**PROBLEM TO SOLVE:**
Among the entries below, find the lines with "this" and copy them.

--------------------------------------------------

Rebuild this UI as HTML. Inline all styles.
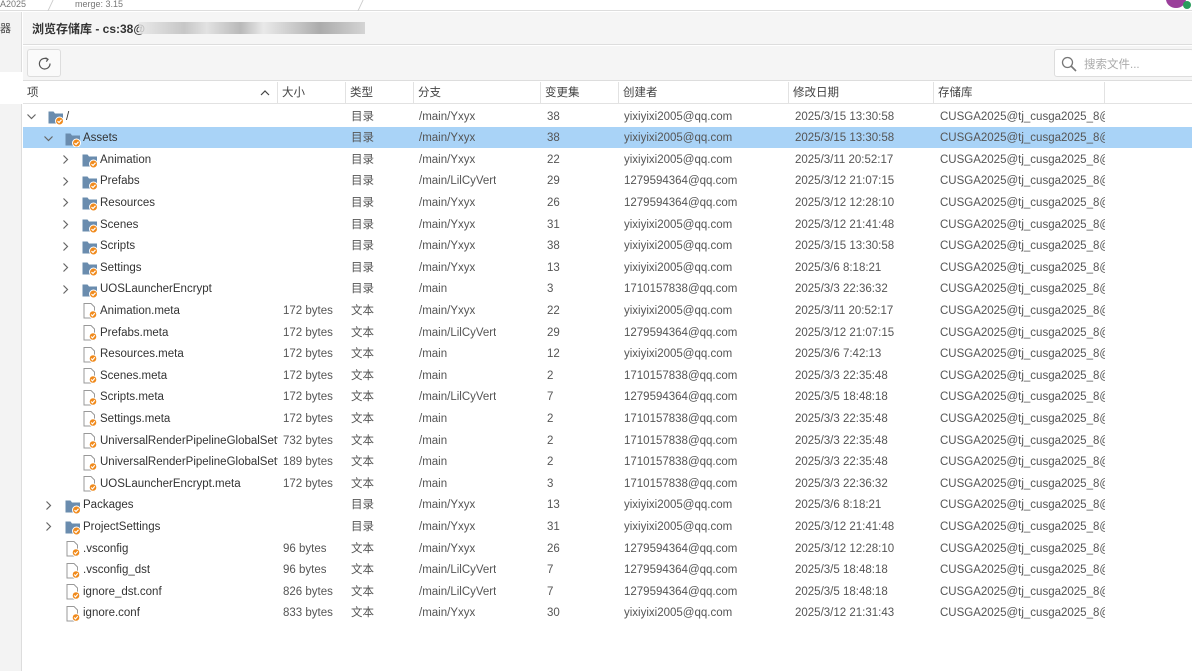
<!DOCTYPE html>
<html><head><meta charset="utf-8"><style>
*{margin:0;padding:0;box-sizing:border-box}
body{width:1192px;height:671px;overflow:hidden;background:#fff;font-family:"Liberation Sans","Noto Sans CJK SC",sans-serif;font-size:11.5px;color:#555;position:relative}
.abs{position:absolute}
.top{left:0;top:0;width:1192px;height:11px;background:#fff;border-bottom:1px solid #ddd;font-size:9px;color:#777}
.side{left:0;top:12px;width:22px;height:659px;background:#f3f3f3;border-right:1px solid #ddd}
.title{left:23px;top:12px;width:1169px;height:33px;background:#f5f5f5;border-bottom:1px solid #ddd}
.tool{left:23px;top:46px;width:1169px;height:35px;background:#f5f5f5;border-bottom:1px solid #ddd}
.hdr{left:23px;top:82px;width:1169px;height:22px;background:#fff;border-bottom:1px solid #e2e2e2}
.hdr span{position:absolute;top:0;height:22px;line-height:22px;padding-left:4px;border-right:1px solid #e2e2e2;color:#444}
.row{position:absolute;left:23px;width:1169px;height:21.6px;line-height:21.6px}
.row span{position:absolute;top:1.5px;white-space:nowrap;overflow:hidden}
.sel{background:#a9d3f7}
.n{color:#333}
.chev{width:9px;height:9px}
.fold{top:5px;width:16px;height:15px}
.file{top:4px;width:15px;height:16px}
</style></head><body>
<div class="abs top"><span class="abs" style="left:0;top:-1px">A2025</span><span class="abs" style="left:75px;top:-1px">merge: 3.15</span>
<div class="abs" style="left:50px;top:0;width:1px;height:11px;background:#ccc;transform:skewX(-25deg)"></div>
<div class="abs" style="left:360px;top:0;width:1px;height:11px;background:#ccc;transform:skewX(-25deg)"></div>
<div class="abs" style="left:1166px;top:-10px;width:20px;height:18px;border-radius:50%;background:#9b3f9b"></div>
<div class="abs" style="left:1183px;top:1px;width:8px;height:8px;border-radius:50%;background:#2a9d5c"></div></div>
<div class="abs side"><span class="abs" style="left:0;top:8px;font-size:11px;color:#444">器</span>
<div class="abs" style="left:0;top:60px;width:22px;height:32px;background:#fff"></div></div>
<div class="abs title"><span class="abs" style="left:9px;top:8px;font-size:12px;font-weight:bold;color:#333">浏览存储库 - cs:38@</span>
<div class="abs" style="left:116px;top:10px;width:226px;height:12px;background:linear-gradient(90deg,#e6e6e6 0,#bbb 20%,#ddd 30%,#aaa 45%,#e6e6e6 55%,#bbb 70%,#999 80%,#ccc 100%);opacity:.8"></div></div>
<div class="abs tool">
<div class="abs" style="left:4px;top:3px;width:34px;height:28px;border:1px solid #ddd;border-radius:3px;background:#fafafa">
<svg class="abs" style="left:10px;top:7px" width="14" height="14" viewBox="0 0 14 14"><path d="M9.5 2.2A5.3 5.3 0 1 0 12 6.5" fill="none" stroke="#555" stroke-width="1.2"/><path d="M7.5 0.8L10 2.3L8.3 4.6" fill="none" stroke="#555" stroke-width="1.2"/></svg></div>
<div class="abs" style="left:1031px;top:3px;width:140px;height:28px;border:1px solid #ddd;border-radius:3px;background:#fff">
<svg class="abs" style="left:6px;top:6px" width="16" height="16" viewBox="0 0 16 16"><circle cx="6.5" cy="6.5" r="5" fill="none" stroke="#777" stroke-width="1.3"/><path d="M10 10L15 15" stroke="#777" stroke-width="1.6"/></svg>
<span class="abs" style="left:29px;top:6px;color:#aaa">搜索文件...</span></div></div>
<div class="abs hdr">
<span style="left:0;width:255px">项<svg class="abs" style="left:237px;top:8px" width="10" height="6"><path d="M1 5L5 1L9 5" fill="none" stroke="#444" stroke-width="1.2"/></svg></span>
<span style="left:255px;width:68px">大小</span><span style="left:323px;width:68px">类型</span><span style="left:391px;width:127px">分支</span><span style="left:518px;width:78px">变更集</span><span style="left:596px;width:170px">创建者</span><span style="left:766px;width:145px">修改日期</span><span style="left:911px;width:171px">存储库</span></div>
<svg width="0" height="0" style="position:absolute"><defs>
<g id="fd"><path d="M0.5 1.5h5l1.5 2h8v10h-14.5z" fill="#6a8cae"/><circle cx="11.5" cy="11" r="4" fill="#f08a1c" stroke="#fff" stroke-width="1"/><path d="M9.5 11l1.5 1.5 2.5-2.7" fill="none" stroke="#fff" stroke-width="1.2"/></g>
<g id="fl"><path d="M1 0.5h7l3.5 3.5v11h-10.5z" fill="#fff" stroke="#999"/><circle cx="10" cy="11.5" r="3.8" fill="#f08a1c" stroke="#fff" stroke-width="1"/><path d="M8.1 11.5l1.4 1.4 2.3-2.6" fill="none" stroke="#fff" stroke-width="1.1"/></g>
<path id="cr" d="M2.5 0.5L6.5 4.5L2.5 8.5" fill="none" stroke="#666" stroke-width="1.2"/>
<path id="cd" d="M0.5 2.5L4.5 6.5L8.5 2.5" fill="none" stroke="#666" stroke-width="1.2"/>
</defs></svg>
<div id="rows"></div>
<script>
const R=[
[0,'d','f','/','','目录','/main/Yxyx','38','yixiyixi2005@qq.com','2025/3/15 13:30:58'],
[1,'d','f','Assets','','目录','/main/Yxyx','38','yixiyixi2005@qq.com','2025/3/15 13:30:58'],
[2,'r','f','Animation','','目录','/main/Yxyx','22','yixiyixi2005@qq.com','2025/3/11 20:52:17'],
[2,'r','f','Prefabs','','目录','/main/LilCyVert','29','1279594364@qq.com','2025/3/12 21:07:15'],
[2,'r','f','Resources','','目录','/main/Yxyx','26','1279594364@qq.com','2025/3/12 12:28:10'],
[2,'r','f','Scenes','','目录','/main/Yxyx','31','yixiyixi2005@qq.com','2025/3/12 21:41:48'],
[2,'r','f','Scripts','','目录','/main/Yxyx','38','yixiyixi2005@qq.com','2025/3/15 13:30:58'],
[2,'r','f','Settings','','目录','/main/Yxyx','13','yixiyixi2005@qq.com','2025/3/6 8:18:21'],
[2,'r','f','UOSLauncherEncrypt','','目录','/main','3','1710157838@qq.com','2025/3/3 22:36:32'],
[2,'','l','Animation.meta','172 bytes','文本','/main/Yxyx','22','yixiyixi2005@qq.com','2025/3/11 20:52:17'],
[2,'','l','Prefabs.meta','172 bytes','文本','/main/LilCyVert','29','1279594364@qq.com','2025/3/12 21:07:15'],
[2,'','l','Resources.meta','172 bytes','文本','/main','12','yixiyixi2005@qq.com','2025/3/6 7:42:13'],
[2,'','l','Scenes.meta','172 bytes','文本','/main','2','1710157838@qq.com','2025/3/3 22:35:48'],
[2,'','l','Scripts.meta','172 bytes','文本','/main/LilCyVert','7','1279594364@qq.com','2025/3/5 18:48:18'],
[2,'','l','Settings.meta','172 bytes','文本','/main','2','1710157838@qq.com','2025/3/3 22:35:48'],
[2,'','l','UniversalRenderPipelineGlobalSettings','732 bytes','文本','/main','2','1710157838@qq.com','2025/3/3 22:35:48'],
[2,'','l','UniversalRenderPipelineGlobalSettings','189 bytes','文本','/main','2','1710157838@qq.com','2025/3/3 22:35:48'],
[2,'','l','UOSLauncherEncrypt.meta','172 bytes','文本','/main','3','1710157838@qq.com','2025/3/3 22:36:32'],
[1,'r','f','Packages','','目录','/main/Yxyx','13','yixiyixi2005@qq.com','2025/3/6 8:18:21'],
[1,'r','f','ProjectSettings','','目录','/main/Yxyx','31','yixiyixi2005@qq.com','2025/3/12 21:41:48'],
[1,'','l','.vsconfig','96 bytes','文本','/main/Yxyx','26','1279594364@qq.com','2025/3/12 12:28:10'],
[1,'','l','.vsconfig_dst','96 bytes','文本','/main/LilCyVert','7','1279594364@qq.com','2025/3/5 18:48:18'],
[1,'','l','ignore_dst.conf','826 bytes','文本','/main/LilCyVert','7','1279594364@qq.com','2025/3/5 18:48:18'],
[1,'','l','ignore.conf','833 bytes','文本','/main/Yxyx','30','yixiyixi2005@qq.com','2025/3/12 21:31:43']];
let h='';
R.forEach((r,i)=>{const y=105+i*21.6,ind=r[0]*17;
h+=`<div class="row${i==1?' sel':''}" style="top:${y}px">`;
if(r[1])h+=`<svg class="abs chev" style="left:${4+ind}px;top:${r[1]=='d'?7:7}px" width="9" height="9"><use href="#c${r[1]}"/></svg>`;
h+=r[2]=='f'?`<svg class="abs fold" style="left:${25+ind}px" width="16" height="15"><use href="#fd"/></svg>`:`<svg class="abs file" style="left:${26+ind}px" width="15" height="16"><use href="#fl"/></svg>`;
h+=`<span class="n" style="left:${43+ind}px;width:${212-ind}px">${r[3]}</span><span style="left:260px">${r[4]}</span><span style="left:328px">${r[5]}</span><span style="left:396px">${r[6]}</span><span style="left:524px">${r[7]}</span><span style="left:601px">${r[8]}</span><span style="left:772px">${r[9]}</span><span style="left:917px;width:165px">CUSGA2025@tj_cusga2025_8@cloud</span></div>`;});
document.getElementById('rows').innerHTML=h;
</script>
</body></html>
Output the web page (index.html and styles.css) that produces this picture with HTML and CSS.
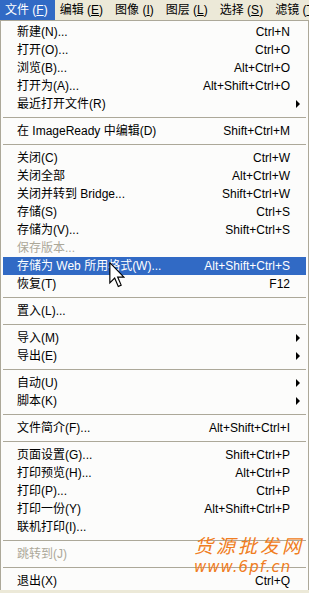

--------------------------------------------------

**PROBLEM SOLUTION:**
Rebuild this UI as HTML. Inline all styles.
Output the web page (index.html and styles.css) that produces this picture with HTML and CSS.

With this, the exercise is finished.